→ **Short exercise**
Select every line containing the word "components" from the material, and copy those lines.

→ **Stored data**
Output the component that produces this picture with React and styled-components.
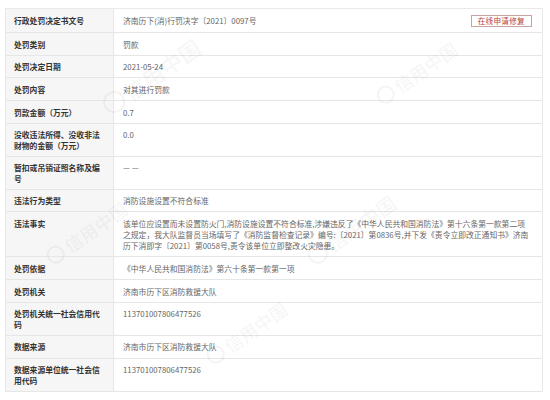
import React from 'react';
import styled, { createGlobalStyle } from 'styled-components';

const GlobalStyle = createGlobalStyle`
  html, body {
    margin: 0;
    background: #fff;
  }
  body {
    font-family: "Noto Sans CJK SC", "Noto Sans", sans-serif;
  }
`;

const Page = styled.div`
  position: relative;
  width: 550px;
  height: 400px;
  padding: 8px 7px 0 5px;
  box-sizing: border-box;
  overflow: hidden;
`;

const Table = styled.div`
  position: relative;
  border: 1px solid #e9e9e9;
  border-bottom: none;
  font-size: 7.8px;
  line-height: 11px;
`;

const Row = styled.div`
  display: grid;
  grid-template-columns: 108px 1fr;
  border-bottom: 1px solid #e6e6e6;
`;

// vertical padding per number of text lines, tuned to the row heights
const padY = {
  1: '5.6px 10px 5.1px',
  2: '5px 10px 5px',
  3: '5.5px 10px 5.5px',
  head: '5.5px 10px 5.5px',
};

const Label = styled.div`
  background: rgba(240, 240, 240, 0.6);
  border-right: 1px solid #e6e6e6;
  padding: ${(p) => padY[p.$lines || 1]};
  padding-left: 8px;
  color: #333;
  font-weight: bold;
  display: flex;
  align-items: ${(p) => (p.$lines === 'head' ? 'center' : 'flex-start')};
`;

const Value = styled.div`
  display: flex;
  align-items: ${(p) => (p.$lines === 'head' ? 'center' : 'flex-start')};
  justify-content: space-between;
  padding: ${(p) => padY[p.$lines || 1]};
  padding-left: 9px;
  color: #666;
  white-space: ${(p) => (p.$lines === 3 ? 'nowrap' : 'normal')};
`;

const RepairButton = styled.span`
  display: inline-block;
  border: 1px solid #c9a3a3;
  color: #b8423a;
  padding: 0 6px;
  line-height: 10px;
  font-size: 7.6px;
  letter-spacing: 0.3px;
  background: #fff;
`;

const Mark = styled.div`
  position: absolute;
  top: ${(p) => p.$top}px;
  left: ${(p) => p.$left}px;
  transform: rotate(-35deg);
  color: rgba(0, 0, 0, 0.045);
  font-size: ${(p) => p.$size}px;
  font-weight: bold;
  white-space: nowrap;
  pointer-events: none;
  display: flex;
  align-items: center;
  gap: 3px;
`;

const MarkRing = styled.span`
  display: inline-block;
  width: ${(p) => p.$size * 0.8}px;
  height: ${(p) => p.$size * 0.8}px;
  border: 2px solid rgba(0, 0, 0, 0.045);
  border-radius: 50%;
`;

const rows = [
  { label: '处罚类别', value: '罚款' },
  { label: '处罚决定日期', value: '2021-05-24' },
  { label: '处罚内容', value: '对其进行罚款' },
  { label: '罚款金额（万元）', value: '0.7' },
  { label: '没收违法所得、没收非法财物的金额（万元）', value: '0.0', lines: 2 },
  { label: '暂扣或吊销证照名称及编号', value: '— —', lines: 2 },
  { label: '违法行为类型', value: '消防设施设置不符合标准' },
];

const tail = [
  { label: '处罚依据', value: '《中华人民共和国消防法》第六十条第一款第一项' },
  { label: '处罚机关', value: '济南市历下区消防救援大队' },
  { label: '处罚机关统一社会信用代码', value: '113701007806477526', lines: 2 },
  { label: '数据来源', value: '济南市历下区消防救援大队' },
  { label: '数据来源单位统一社会信用代码', value: '113701007806477526', lines: 2 },
];

const marks = [
  { top: 60, left: 95, size: 22 },
  { top: 60, left: 370, size: 18 },
  { top: 220, left: 40, size: 18 },
  { top: 215, left: 300, size: 20 },
  { top: 320, left: 200, size: 18 },
];

function App() {
  return (
    <Page>
      <GlobalStyle />
      <Table>
        <Row>
          <Label $lines="head">行政处罚决定书文号</Label>
          <Value $lines="head">
            <span>济南历下(消)行罚决字〔2021〕0097号</span>
            <RepairButton>在线申请修复</RepairButton>
          </Value>
        </Row>
        {rows.map((r) => (
          <Row key={r.label}>
            <Label $lines={r.lines}>{r.label}</Label>
            <Value $lines={r.lines}>{r.value}</Value>
          </Row>
        ))}
        <Row>
          <Label $lines={3}>违法事实</Label>
          <Value $lines={3}>
            <span>
              该单位应设置而未设置防火门,消防设施设置不符合标准,涉嫌违反了《中华人民共和国消防法》第十六条第一款第二项
              <br />
              之规定，我大队监督员当场填写了《消防监督检查记录》编号:〔2021〕第0836号,并下发《责令立即改正通知书》济南
              <br />
              历下消即字〔2021〕第0058号,责令该单位立即整改火灾隐患。
            </span>
          </Value>
        </Row>
        {tail.map((r) => (
          <Row key={r.label}>
            <Label $lines={r.lines}>{r.label}</Label>
            <Value $lines={r.lines}>{r.value}</Value>
          </Row>
        ))}
      </Table>
      {marks.map((m, i) => (
        <Mark key={i} $top={m.top} $left={m.left} $size={m.size}>
          <MarkRing $size={m.size} />
          信用中国
        </Mark>
      ))}
    </Page>
  );
}

export default App;
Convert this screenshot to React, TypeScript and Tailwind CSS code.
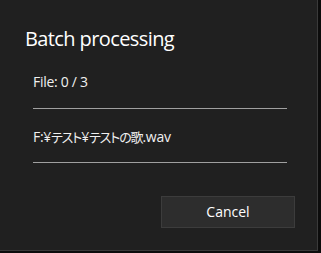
import React from 'react';

const App: React.FC = () => {
  const jp = "text-[13px] tracking-[-1.1px]";
  return (
    <div className="w-[321px] h-[253px] bg-[#0c0c0c] overflow-hidden">
      <div
        className="w-[318px] h-[251px] bg-[#202020] border-r border-b border-[#3a3a3a] text-white flex flex-col"
        style={{ fontFamily: '"Open Sans", "Noto Sans CJK JP", sans-serif' }}
      >
        {/* Title */}
        <h1 className="mt-[25px] ml-[25px] text-[20px] leading-[28px] font-normal tracking-[-0.6px] text-[#ffffff]">
          Batch processing
        </h1>

        {/* Progress */}
        <div className="ml-[33px] w-[254px] flex flex-col">
          <div className="mt-[19px] text-[14px] leading-[20px] tracking-[-0.3px] text-[#f0f0f0]">File: 0 / 3</div>
          <div className="mt-[16px] h-px bg-[#a0a0a0]"></div>
          <div className="mt-[18px] h-[20px] text-[14px] leading-[20px] tracking-[-0.3px] text-[#f0f0f0] [font-feature-settings:'palt']">
            F:¥<span className={jp}>テスト</span>¥<span className={jp}>テストの歌</span>.wav
          </div>
          <div className="mt-[15px] h-px bg-[#a0a0a0]"></div>
        </div>

        {/* Actions */}
        <div className="mt-[33px] flex justify-end pr-[22px]">
          <button className="w-[134px] h-[32px] bg-[#2d2d2d] border border-[#3c3c3c] text-[14px] text-[#ffffff] leading-[20px]">
            Cancel
          </button>
        </div>
      </div>
    </div>
  );
};

export default App;
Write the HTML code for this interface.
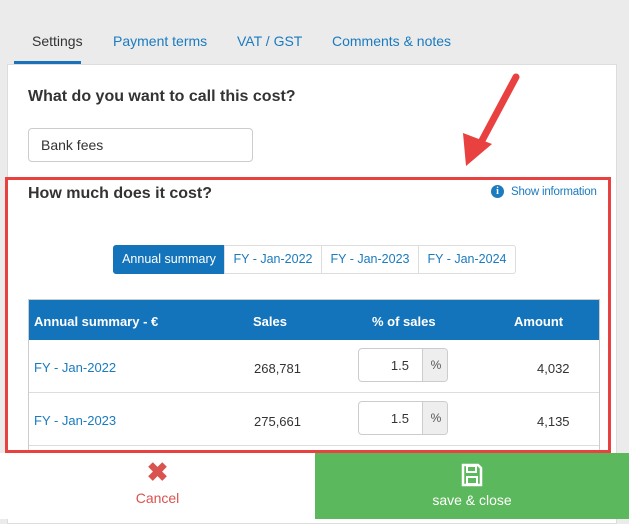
<!DOCTYPE html>
<html><head><style>
*{margin:0;padding:0;box-sizing:border-box}
body{width:629px;height:519px;overflow:hidden;background:#ebebeb;font-family:"Liberation Sans",Arial,sans-serif;position:relative;font-size:14px}
.a{position:absolute}
.tab{position:absolute;top:33px;font-size:14px;color:#1a7bbf}
.panel{position:absolute;left:7px;top:64px;width:610px;height:460px;background:#fff;border:1px solid #ddd}
h3{position:absolute;font-size:16px;font-weight:bold;color:#333}
.seg{position:absolute;top:245px;height:29px;border:1px solid #ddd;font-size:12.5px;color:#1a7bbf;line-height:27px;text-align:center}
.row{position:absolute;left:29px;width:570px;border-bottom:1px solid #ddd;height:53px}
.inp{position:absolute;left:329px;width:90px;height:34px;border:1px solid #ccc;border-radius:4px;overflow:hidden}
</style></head><body>
<div class="tab" style="left:32px;color:#333">Settings</div>
<div class="a" style="left:14px;top:61px;width:67px;height:3px;background:#1a73ba"></div>
<div class="tab" style="left:113px">Payment terms</div>
<div class="tab" style="left:237px">VAT / GST</div>
<div class="tab" style="left:332px">Comments &amp; notes</div>
<div class="panel"></div>
<h3 style="left:28px;top:88px">What do you want to call this cost?</h3>
<div class="a" style="left:28px;top:128px;width:225px;height:34px;border:1px solid #ccc;border-radius:4px;padding:8px 12px;color:#333">Bank fees</div>
<h3 style="left:28px;top:185px">How much does it cost?</h3>
<div class="a" style="left:491px;top:185px;width:13px;height:13px;border-radius:50%;background:#1a7bbf;color:#fff;font-size:10px;font-weight:bold;text-align:center;line-height:13px;font-family:'Liberation Serif',serif">i</div>
<div class="a" style="left:511px;top:186px;font-size:11.5px;color:#1a7bbf;letter-spacing:-0.2px">Show information</div>
<div class="seg" style="left:113px;width:112px;background:#1474bb;border-color:#1474bb;color:#fff;border-radius:3px 0 0 3px">Annual summary</div>
<div class="seg" style="left:224px;width:98px">FY - Jan-2022</div>
<div class="seg" style="left:321px;width:98px">FY - Jan-2023</div>
<div class="seg" style="left:418px;width:98px;border-radius:0 3px 3px 0">FY - Jan-2024</div>
<div class="a" style="left:28px;top:299px;width:572px;height:160px;border:1px solid #ccc"></div>
<div class="a" style="left:29px;top:300px;width:570px;height:40px;background:#1474bb;color:#fff;font-weight:bold;font-size:13px">
<span class="a" style="left:5px;top:14px">Annual summary - €</span>
<span class="a" style="left:224px;top:14px">Sales</span>
<span class="a" style="left:343px;top:14px">% of sales</span>
<span class="a" style="left:485px;top:14px">Amount</span></div>
<div class="row" style="top:340px"><span class="a" style="left:5px;top:20px;color:#1a7bbf;font-size:13px">FY - Jan-2022</span><span class="a" style="left:225px;top:21px;color:#333;font-size:13px">268,781</span>
<div class="inp" style="top:8px"><span class="a" style="right:38px;top:9px;color:#333;font-size:13px">1.5</span><span class="a" style="left:63px;top:0;width:27px;height:34px;background:#eee;border-left:1px solid #ccc;text-align:center;line-height:32px;font-size:12px;color:#555">%</span></div>
<span class="a" style="left:508px;top:21px;color:#333;font-size:13px">4,032</span></div>
<div class="row" style="top:393px"><span class="a" style="left:5px;top:20px;color:#1a7bbf;font-size:13px">FY - Jan-2023</span><span class="a" style="left:225px;top:21px;color:#333;font-size:13px">275,661</span>
<div class="inp" style="top:8px"><span class="a" style="right:38px;top:9px;color:#333;font-size:13px">1.5</span><span class="a" style="left:63px;top:0;width:27px;height:34px;background:#eee;border-left:1px solid #ccc;text-align:center;line-height:32px;font-size:12px;color:#555">%</span></div>
<span class="a" style="left:508px;top:21px;color:#333;font-size:13px">4,135</span></div>
<div class="a" style="left:5px;top:177px;width:606px;height:276px;border:3px solid #e8413f"></div>
<svg class="a" style="left:0;top:0" width="629" height="519"><line x1="516" y1="77" x2="478" y2="148" stroke="#e8413f" stroke-width="7" stroke-linecap="round"/><polygon points="466,166 463,133 492,144" fill="#e8413f"/></svg>
<div class="a" style="left:0;top:453px;width:315px;height:66px;background:#fff;text-align:center;color:#d9534f">
<div style="font-size:26px;font-weight:bold;margin-top:6px;line-height:26px">✖</div><div style="margin-top:5px">Cancel</div></div>
<div class="a" style="left:315px;top:453px;width:314px;height:66px;background:#5cb85c;text-align:center;color:#fff">
<svg width="22" height="24" style="margin-top:10px" viewBox="0 0 22 24"><path d="M2 2h15l3 3v17H2z" fill="none" stroke="#fff" stroke-width="2.5"/><rect x="6" y="3" width="9" height="6" fill="none" stroke="#fff" stroke-width="2"/><rect x="6" y="14" width="10" height="7" fill="none" stroke="#fff" stroke-width="2"/></svg>
<div style="margin-top:2px">save &amp; close</div></div>
</body></html>
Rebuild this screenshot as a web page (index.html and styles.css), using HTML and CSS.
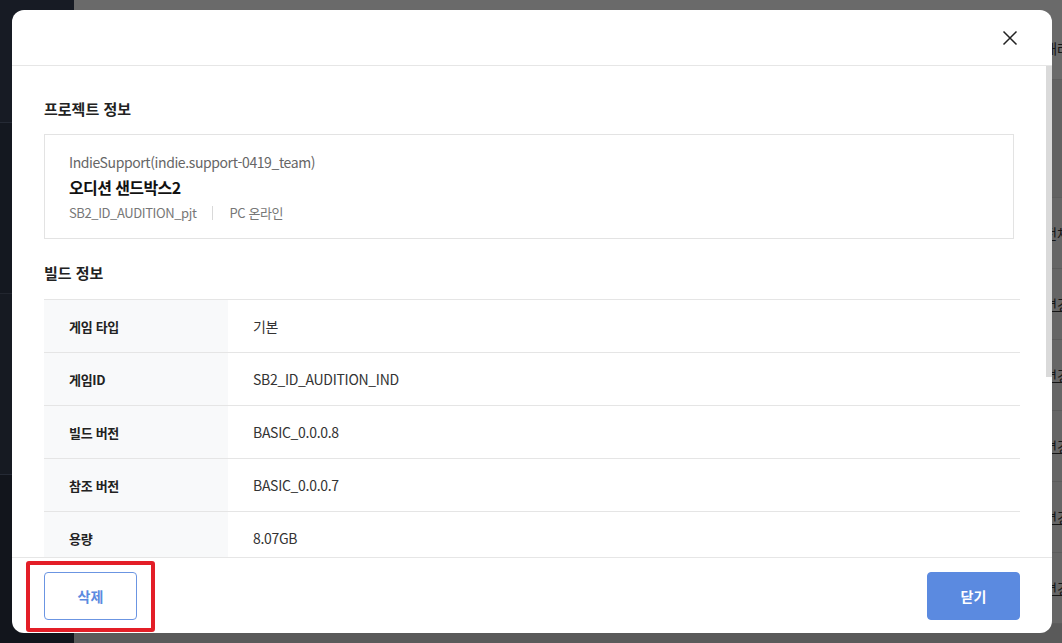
FILE: index.html
```html
<!DOCTYPE html>
<html lang="ko">
<head>
<meta charset="utf-8">
<title>빌드 정보</title>
<link rel="stylesheet" href="styles.css">
</head>
<body>
<div class="page">
  <aside class="sidebar">
    <div class="side-top"></div>
    <div class="side-mid"></div>
    <div class="side-low"></div>
    <div class="side-bottom"></div>
  </aside>
  <main class="main">
    <div class="main-head"><span class="frag">패러</span></div>
    <div class="main-band"></div>
    <div class="main-row"><span class="frag">전체</span></div>
    <div class="main-row"><span class="frag link">변경</span></div>
    <div class="main-row"><span class="frag link">변경</span></div>
    <div class="main-row"><span class="frag link">변경</span></div>
    <div class="main-row"><span class="frag link">변경</span></div>
    <div class="main-row"><span class="frag link">변경</span></div>
    <div class="main-foot"></div>
  </main>
</div>

<div class="modal">
  <header class="modal-head">
    <button class="close" aria-label="닫기">
      <svg width="16" height="16" viewBox="0 0 16 16"><path d="M1.5 1.5 L14.5 14.5 M14.5 1.5 L1.5 14.5" stroke="#222" stroke-width="1.5" fill="none"/></svg>
    </button>
  </header>
  <div class="modal-body">
    <h3 class="sec-title">프로젝트 정보</h3>
    <div class="proj-box">
      <div class="proj-team">IndieSupport(indie.support-0419_team)</div>
      <div class="proj-name">오디션 샌드박스2</div>
      <div class="proj-meta"><span>SB2_ID_AUDITION_pjt</span><span class="sep"></span><span>PC 온라인</span></div>
    </div>
    <h3 class="sec-title sec-gap">빌드 정보</h3>
    <div class="info-table">
      <div class="info-row"><div class="info-label">게임 타입</div><div class="info-value">기본</div></div>
      <div class="info-row"><div class="info-label">게임ID</div><div class="info-value">SB2_ID_AUDITION_IND</div></div>
      <div class="info-row"><div class="info-label">빌드 버전</div><div class="info-value">BASIC_0.0.0.8</div></div>
      <div class="info-row"><div class="info-label">참조 버전</div><div class="info-value">BASIC_0.0.0.7</div></div>
      <div class="info-row"><div class="info-label">용량</div><div class="info-value">8.07GB</div></div>
    </div>
  </div>
  <div class="scroll-thumb"></div>
  <footer class="modal-foot">
    <button class="btn btn-outline">삭제</button>
    <button class="btn btn-primary">닫기</button>
  </footer>
</div>

<div class="annot"></div>
</body>
</html>
```

FILE: styles.css
```css
* { box-sizing: border-box; }
html, body { margin: 0; padding: 0; }
body {
  width: 1062px;
  height: 643px;
  overflow: hidden;
  font-family: "Noto Sans CJK KR", "Noto Sans", sans-serif;
  color: #222;
  background: #666;
}

/* background page (dimmed) */
.page {
  display: flex;
  height: 643px;
}
.sidebar {
  width: 74px;
  background: #161a23;
  display: flex;
  flex-direction: column;
}
.side-top { height: 123px; border-bottom: 1px solid #252a35; background: #171b24; }
.side-mid { height: 170px; background: #141820; }
.side-low { height: 182px; border-top: 1px solid #22262f; border-bottom: 1px solid #252a35; background: #161a22; }
.side-bottom { flex: 1; background: #12151c; }

.main {
  flex: 1;
  display: flex;
  flex-direction: column;
  background: #666;
}
.main-head {
  height: 80px;
  background: #6a6a6a;
  border-bottom: 1px solid #5e5e5e;
  display: flex;
  align-items: center;
  justify-content: flex-end;
  padding-top: 16px;
}
.main-band { height: 118px; background: #626262; border-bottom: 1px solid #5d5d5d; }
.main-row {
  height: 71px;
  border-bottom: 1px solid #5c5c5c;
  display: flex;
  align-items: center;
  justify-content: flex-end;
  background: #666;
}
.main-foot { flex: 1; background: #5a5a5a; }
.frag {
  font-size: 14px;
  color: #151515;
  margin-right: -8px;
  white-space: nowrap;
}
.frag.link { text-decoration: underline; }

/* modal */
.modal {
  position: absolute;
  left: 12px;
  top: 10px;
  width: 1040px;
  height: 623px;
  background: #fff;
  border-radius: 12px;
  display: flex;
  flex-direction: column;
  overflow: hidden;
}
.modal-head {
  height: 56px;
  flex: none;
  border-bottom: 1px solid #e6e6e6;
  display: flex;
  align-items: center;
  justify-content: flex-end;
  padding-right: 34px;
}
.close {
  border: 0;
  background: none;
  padding: 0;
  width: 16px;
  height: 16px;
  display: flex;
  margin-top: 1px;
}
.modal-body {
  flex: 1;
  overflow: hidden;
  padding: 32px 32px 0 32px;
}
.scroll-thumb {
  position: absolute;
  left: 1034px;
  top: 56px;
  width: 6px;
  height: 311px;
  background: #dadada;
}

.sec-title {
  margin: 0 0 14px;
  font-size: 15px;
  line-height: 22px;
  font-weight: 700;
  color: #222;
}
.sec-title.sec-gap { margin-top: 23px; margin-bottom: 15px; }

.proj-box {
  border: 1px solid #e3e3e3;
  margin-right: 6px;
  padding: 16px 24px 14px;
}
.proj-team { font-size: 14px; line-height: 22px; color: #666; letter-spacing: -0.4px; }
.proj-name { font-size: 16px; line-height: 28px; font-weight: 700; color: #111; letter-spacing: -0.6px; }
.proj-meta {
  display: flex;
  align-items: center;
  font-size: 13px;
  line-height: 22px;
  color: #777;
  margin-top: 1px;
  letter-spacing: -0.4px;
}
.sep {
  width: 1px;
  height: 14px;
  background: #d9d9d9;
  margin: 0 16px;
}

.info-table { border-top: 1px solid #e5e5e5; }
.info-row {
  display: flex;
  height: 53px;
  border-bottom: 1px solid #e5e5e5;
  font-size: 14px;
}
.info-label {
  width: 184px;
  background: #f8f9fa;
  padding-left: 25px;
  display: flex;
  align-items: center;
  font-size: 13px;
  font-weight: 700;
  color: #222;
  letter-spacing: -0.3px;
}
.info-value {
  flex: 1;
  padding-left: 25px;
  display: flex;
  align-items: center;
  color: #333;
  letter-spacing: -0.3px;
}

.modal-foot {
  flex: none;
  height: 76px;
  border-top: 1px solid #e6e6e6;
  display: flex;
  justify-content: space-between;
  align-items: flex-start;
  padding: 14px 32px 0 32px;
}
.btn {
  width: 93px;
  height: 48px;
  border-radius: 4px;
  font-family: inherit;
  font-size: 14px;
  font-weight: 700;
  cursor: pointer;
}
.btn-outline {
  background: #fff;
  border: 1px solid #6b95e2;
  color: #5b8ae0;
}
.btn-primary {
  background: #5b8ae0;
  border: 1px solid #5b8ae0;
  color: #fff;
}

/* red annotation box */
.annot {
  position: absolute;
  left: 26px;
  top: 561px;
  width: 129px;
  height: 71px;
  border: 4px solid #e31e27;
  border-radius: 3px;
}
```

→ **Written solution**
Output the component that produces this picture with React and styled-components.
import styled, { createGlobalStyle } from 'styled-components';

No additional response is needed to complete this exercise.